Furthermore, the Gulf War demonstrated the value of space-based assets for navigation, communication, reconnaissance, and targeting. As near-peer competitors develop counterspace weapons, the ability to operate in a denied environment is a key lesson. The Pentagon’s focus on resilient space architectures and the creation of the U.S. Space Force are direct responses to the vulnerability of the space-enabled network-centric systems that proved so decisive in 1991. Other nations have also drawn their own lessons: Russia’s military modernization after 2008 emphasized electronic warfare and long-range precision fires, while China’s A2/AD strategy uses anti-ship ballistic missiles and space-based surveillance to contest U.S. access—a direct acknowledgment of the Gulf War’s demonstration of American power projection.

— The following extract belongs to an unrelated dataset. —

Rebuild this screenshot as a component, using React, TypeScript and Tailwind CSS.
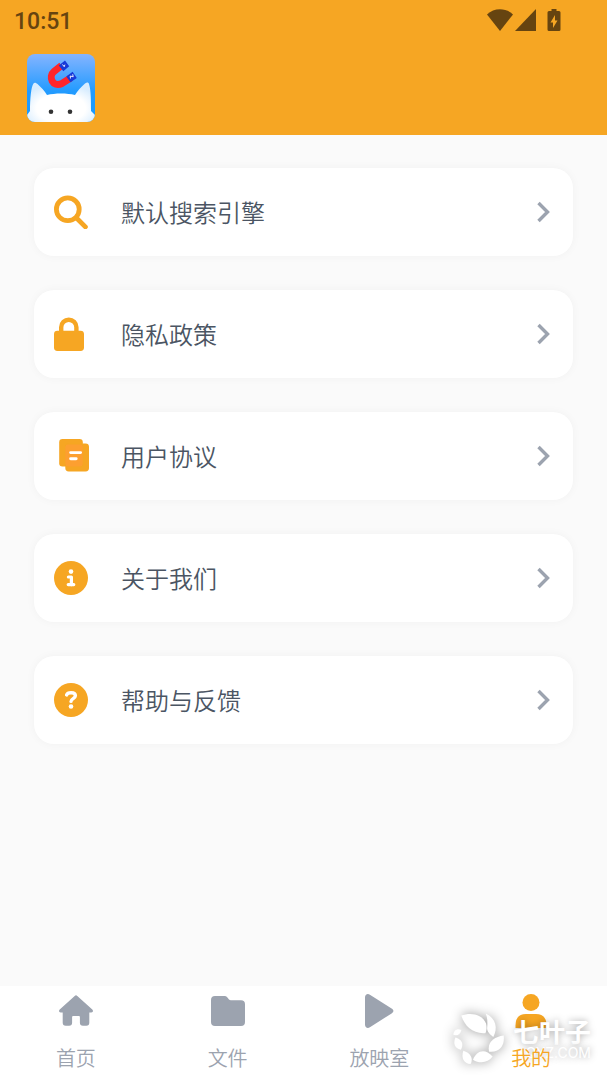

The human element remains unchanged. The Gulf War showed that technology multiplies the effectiveness of well-trained forces but cannot substitute for leadership, morale, and unit cohesion. As the U.S. and its allies prepare for future conflicts—whether near-peer competition or irregular warfare—the lessons of 1991 serve as both a guide and a caution. For those seeking a comprehensive overview, the Encyclopedia Britannica entry on the Gulf War remains an excellent starting point.
Conclusion
The Gulf War permanently altered how nations conceive and conduct warfare. The combination of PGMs, stealth, and network-centric coordination produced a victory with remarkably low coalition casualties while achieving strategic aims in weeks. The conflict validated investments in advanced technology and joint doctrine, spurring innovations that continue to evolve. At the same time, its limitations – fragile networks, over-reliance on perfect information, and difficulty transitioning to irregular warfare – provided sobering lessons still being digested. The Gulf War remains a powerful case study in the advantages and dangers of placing technology at the center of military strategy, and its legacy will influence future force design for decades to come.